Nandina REM has a three-step process to drive its vision forward, which Cady calls its three key buckets. The first bucket is procuring retired planes. It is reprocessing around 40 planes in 2024 and looking to double that figure over the next year or two. This secures feedstock, which allows Nandina REM to create a secure supply chain of secondary aluminium.

The second bucket is certification. Because all materials used in the aviation industry have stringent requirements regarding sourcing and how they are made, Nandina REM works with the aviation industry and policymakers to ensure secondary aluminium is a recognised part of the decarbonisation pathway.

The third bucket is Nandina REM’s long-term ambition: cutting one gigatonne of greenhouse gas emissions from industrial supply chains by 2030. Cady admits it’s ambitious, but believes it’s achievable. “We can get there by creating a guaranteed amount of high-quality secondary aluminium,” she says. “Then, the industry can start to confidently convert their furnaces from gas-fired to electric because secondary aluminium doesn’t need as high temperatures, reducing energy consumption. That’s when the really deep impact in industrial supply chains can happen, and when you can start to replicate the model across other industries.”

Changing attitudes in aviation

A key challenge Nandina REM faces is shifting mindsets in the aviation industry by demonstrating the benefits of secondary aluminium in decarbonisation.

“In the same way that a geologist is going to look at a mountain and think of all of the minerals they can exploit from that mountain, we want to change the mindset so that engineers can look at a retired plane and see it for all of the circular materials that could be harvested,” says Cady.

Cady believes that the aluminium industry understands the significant benefits of using secondary aluminium and driving a cradle-to-cradle approach, with up to 95% less energy needed to recycle aluminium than to produce primary metal. And, while the aviation industry requires further education, there are positive signs that mindsets are changing, with Boeing and Airbus—the world’s two major aircraft manufacturers—making strides in circulatory manufacturing.

Collaboration is key to education, and Nandina REM is a founding member of the Aviation Circularity Consortium (ACC), which brings together airlines, regulators, OEMs and suppliers to build a circular economy for the aviation industry.

“One of the key things we’ve built as part of ACC is to create structured financing products to remove any potential green premium that manufacturers would have to work with to take on circular materials,” says Cady. “Because that’s how you shift the mindset at scale, by providing sustainable materials to industrial supply chains that actually reduce operating costs.

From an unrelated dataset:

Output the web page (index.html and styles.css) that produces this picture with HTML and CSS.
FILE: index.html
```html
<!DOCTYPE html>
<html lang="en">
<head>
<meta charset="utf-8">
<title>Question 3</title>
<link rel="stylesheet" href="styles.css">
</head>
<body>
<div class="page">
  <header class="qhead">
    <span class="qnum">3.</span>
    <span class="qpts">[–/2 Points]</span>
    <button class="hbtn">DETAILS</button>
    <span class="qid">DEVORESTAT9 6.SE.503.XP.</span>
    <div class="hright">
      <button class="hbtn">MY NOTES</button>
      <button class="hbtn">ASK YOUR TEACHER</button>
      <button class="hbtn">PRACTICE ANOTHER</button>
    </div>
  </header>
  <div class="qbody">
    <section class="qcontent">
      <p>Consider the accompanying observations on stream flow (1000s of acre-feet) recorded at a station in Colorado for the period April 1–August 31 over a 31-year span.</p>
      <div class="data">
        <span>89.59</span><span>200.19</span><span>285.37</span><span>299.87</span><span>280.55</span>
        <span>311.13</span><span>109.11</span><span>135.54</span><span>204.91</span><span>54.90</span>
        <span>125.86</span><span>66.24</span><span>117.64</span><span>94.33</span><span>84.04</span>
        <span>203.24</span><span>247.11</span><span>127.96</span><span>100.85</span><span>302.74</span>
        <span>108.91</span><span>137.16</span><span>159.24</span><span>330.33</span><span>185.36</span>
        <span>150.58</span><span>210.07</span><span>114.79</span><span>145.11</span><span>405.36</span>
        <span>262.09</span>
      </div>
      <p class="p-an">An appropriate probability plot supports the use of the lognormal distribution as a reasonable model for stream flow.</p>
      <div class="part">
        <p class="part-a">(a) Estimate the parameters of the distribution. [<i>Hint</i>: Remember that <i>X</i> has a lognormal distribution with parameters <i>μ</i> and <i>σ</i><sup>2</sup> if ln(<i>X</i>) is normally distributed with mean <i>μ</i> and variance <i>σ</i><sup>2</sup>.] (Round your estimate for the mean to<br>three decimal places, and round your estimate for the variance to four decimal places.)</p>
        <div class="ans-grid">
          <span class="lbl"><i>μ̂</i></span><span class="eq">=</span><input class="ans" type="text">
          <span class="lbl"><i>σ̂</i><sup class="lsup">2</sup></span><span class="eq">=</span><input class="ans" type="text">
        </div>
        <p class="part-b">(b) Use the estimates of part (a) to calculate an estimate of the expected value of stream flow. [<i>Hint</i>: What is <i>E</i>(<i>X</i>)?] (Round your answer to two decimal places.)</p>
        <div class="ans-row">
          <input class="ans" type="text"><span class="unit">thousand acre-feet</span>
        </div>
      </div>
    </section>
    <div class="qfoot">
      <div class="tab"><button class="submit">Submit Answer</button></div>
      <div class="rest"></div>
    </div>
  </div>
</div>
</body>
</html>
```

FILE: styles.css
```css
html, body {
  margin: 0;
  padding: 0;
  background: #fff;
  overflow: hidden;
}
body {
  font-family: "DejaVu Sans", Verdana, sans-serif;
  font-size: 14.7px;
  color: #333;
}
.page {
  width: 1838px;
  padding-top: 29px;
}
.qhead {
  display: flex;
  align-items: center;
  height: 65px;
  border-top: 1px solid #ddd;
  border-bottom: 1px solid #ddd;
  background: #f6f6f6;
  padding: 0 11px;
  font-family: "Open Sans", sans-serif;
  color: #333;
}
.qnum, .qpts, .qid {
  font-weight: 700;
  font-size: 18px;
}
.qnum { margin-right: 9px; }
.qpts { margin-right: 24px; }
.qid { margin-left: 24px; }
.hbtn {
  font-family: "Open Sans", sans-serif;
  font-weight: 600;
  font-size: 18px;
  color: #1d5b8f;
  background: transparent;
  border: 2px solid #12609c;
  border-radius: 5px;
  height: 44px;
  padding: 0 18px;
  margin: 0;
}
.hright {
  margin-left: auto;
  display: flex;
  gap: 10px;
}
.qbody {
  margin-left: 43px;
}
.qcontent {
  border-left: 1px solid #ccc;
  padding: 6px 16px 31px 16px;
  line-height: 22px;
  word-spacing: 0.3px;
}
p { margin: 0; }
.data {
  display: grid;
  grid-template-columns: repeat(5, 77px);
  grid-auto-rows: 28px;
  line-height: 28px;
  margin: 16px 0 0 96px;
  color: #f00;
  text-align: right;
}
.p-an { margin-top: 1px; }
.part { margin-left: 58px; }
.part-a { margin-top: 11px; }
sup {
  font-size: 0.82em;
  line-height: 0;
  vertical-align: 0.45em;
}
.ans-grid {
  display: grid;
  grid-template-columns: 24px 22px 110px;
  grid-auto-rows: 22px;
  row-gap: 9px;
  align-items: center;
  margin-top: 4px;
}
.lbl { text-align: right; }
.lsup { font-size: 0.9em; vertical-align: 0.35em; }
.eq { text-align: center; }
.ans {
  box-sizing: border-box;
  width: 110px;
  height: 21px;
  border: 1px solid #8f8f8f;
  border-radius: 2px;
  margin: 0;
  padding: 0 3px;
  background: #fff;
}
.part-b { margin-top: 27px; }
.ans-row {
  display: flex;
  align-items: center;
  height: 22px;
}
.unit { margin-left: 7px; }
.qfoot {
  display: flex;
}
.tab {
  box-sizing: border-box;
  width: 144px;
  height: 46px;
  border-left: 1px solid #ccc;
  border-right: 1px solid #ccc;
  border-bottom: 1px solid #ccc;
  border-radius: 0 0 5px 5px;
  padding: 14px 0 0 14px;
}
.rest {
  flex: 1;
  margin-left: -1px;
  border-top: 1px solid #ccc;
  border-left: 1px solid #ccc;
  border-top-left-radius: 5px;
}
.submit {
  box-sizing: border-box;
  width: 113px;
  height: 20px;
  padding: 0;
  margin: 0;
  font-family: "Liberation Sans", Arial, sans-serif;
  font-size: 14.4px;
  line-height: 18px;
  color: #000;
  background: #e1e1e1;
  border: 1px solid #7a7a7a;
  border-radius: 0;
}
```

That way, it becomes a simple business case, and you don’t even have to make the sustainability case.”

Entering the US market

Nandina REM has already made a significant impact in south-east Asia, and is looking to make headway in the US. With around 5,000 of the world’s 8,000 retired planes scattered across boneyards in the US, Nandina REM believes it can become a major sourcing hub.

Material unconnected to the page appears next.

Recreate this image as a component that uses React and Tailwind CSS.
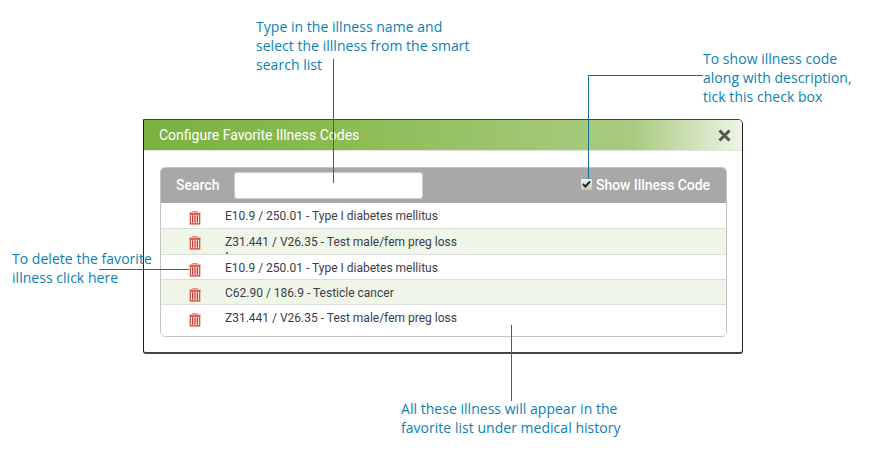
const rows = [
  { t: "E10.9 / 250.01 - Type I diabetes mellitus", h: "h-[26px]", bg: "bg-white", i: "mt-[2px]" },
  { t: "Z31.441 / V26.35 - Test male/fem preg loss", h: "h-[26px]", bg: "bg-[#eff6e8]", i: "mt-[1px]", dot: true },
  { t: "E10.9 / 250.01 - Type I diabetes mellitus", h: "h-[25px]", bg: "bg-white", i: "mt-[2px]" },
  { t: "C62.90 / 186.9 - Testicle cancer", h: "h-[25px]", bg: "bg-[#eff6e8]", i: "mt-[2px]" },
  { t: "Z31.441 / V26.35 - Test male/fem preg loss", h: "h-[31px]", bg: "bg-white", i: "mt-[2px]" },
];

function Trash({ className }) {
  return (
    <svg width="12" height="15" viewBox="0 0 14 16" className={`shrink-0 ${className}`}>
      <path d="M4.5 2.5V1h5v1.5" fill="none" stroke="#e08a84" strokeWidth="1.2" />
      <rect x="0.5" y="2" width="13" height="2" fill="#e58f89" />
      <path d="M1.5 4h11v11.5h-11z" fill="#fbeeec" stroke="#cc3b30" strokeWidth="1.3" />
      <path d="M4.2 5.5v8.5M7 5.5v8.5M9.8 5.5v8.5" stroke="#cc3b30" strokeWidth="1.5" />
    </svg>
  );
}

function Note({ className, children }) {
  return (
    <div className={`absolute font-['Open_Sans',sans-serif] text-[14px] leading-[19px] tracking-[0.03px] text-[#0b7fb5] whitespace-nowrap ${className}`}>
      {children}
    </div>
  );
}

function Line({ className }) {
  return <div className={`absolute bg-[#156f96] ${className}`} />;
}

export default function App() {
  return (
    <div className="relative w-[872px] h-[455px] bg-white overflow-hidden font-['Roboto',sans-serif]">
      <div className="pt-[119px] pl-[143px]">
        <div className="w-[600px] h-[235px] bg-white border-l border-t border-r border-b-2 border-[#222] border-t-[#444] border-b-[#444] rounded-tr-[5px] rounded-b-[3px] flex flex-col">
          <div className="h-[31px] shrink-0 flex items-center justify-between pl-[15px] pr-[10px] rounded-tr-[4px] border-b border-[#dfe6d8] bg-[linear-gradient(90deg,#7ab13f_0%,#8cbc54_35%,#a3c878_70%,#a9cb80_82%,#eef4e6_100%)]">
            <span className="text-white text-[14px]">Configure Favorite Illness Codes</span>
            <svg width="13" height="13" viewBox="0 0 13 13" className="mr-[1px]">
              <path d="M1.5 1.5l10 10M11.5 1.5l-10 10" stroke="#555" strokeWidth="3" />
            </svg>
          </div>
          <div className="px-[16px] pt-[16px]">
            <div className="w-[567px] h-[170px] border border-[#c4c4c4] rounded-[5px] overflow-hidden flex flex-col">
              <div className="h-[35px] shrink-0 bg-[#a8a8a8] flex items-center justify-between pl-[15px] pr-[16px]">
                <div className="flex items-center gap-[15px]">
                  <span className="text-white text-[14px] font-medium">Search</span>
                  <input className="w-[189px] h-[27px] bg-white rounded-[3px] border border-[#ccc]" />
                </div>
                <label className="flex items-center gap-[4px] text-white text-[14px] font-medium tracking-[-0.05px]">
                  <span className="w-[11px] h-[11px] mb-[3px] flex items-center justify-center rounded-[1px] bg-[linear-gradient(180deg,#f4f4f4,#c4c4c4)]">
                    <svg width="9" height="8" viewBox="0 0 10 9">
                      <path d="M1 4.5l2.8 2.8L9 1.5" fill="none" stroke="#222" strokeWidth="2.2" />
                    </svg>
                  </span>
                  Show Illness Code
                </label>
              </div>
              {rows.map((r, i) => (
                <div key={i} className={`${r.h} ${r.bg} pt-[5px] shrink-0 relative flex items-start pl-[28px] border-b border-[#dcdcdc] last:border-b-0 text-[12px] leading-[16px] text-[#3c3c4a]`}>
                  <Trash className={r.i} />
                  <span className="ml-[24px]">{r.t}</span>
                  {r.dot && <span className="absolute left-[65px] bottom-0 w-[2px] h-[2px] bg-[#777]" />}
                </div>
              ))}
            </div>
          </div>
        </div>
      </div>

      <Note className="left-[256px] top-[17px]">
        Type in the illness name and<br />select the illlness from the smart<br />search list
      </Note>
      <Line className="left-[333px] top-[59px] w-px h-[124px]" />

      <Note className="left-[703px] top-[49px]">
        To show illness code<br />along with description,<br />tick this check box
      </Note>
      <Line className="left-[588px] top-[75px] w-[115px] h-px" />
      <Line className="left-[588px] top-[75px] w-px h-[104px]" />

      <Note className="left-[12px] top-[249px]">
        To delete the favorite<br />illness click here
      </Note>
      <Line className="left-[99px] top-[269px] w-[90px] h-px" />

      <Note className="left-[401px] top-[399px]">
        All these illness will appear in the<br />favorite list under medical history
      </Note>
      <Line className="left-[511px] top-[325px] w-px h-[76px]" />
    </div>
  );
}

One of its key goals in the US is meeting with companies that are already mapping out the circular supply chain for high-value alloys so they can work together to take tangible actions to transform the sustainability of aviation manufacturing.

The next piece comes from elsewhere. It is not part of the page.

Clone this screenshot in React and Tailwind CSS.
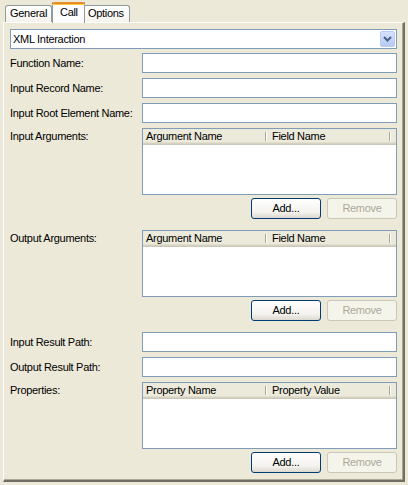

“At Nandina REM, we are just a catalyst for this to happen; we need the industry to come together,” says Cady. “We do see a shift happening now, but it still requires companies to say, ‘Yes, I’m going to take this first step’. We’ve only been able to get this far, this fast because we have a consortium of partners who are major players in the game. Now, we need more major players and partners to step up in the US.”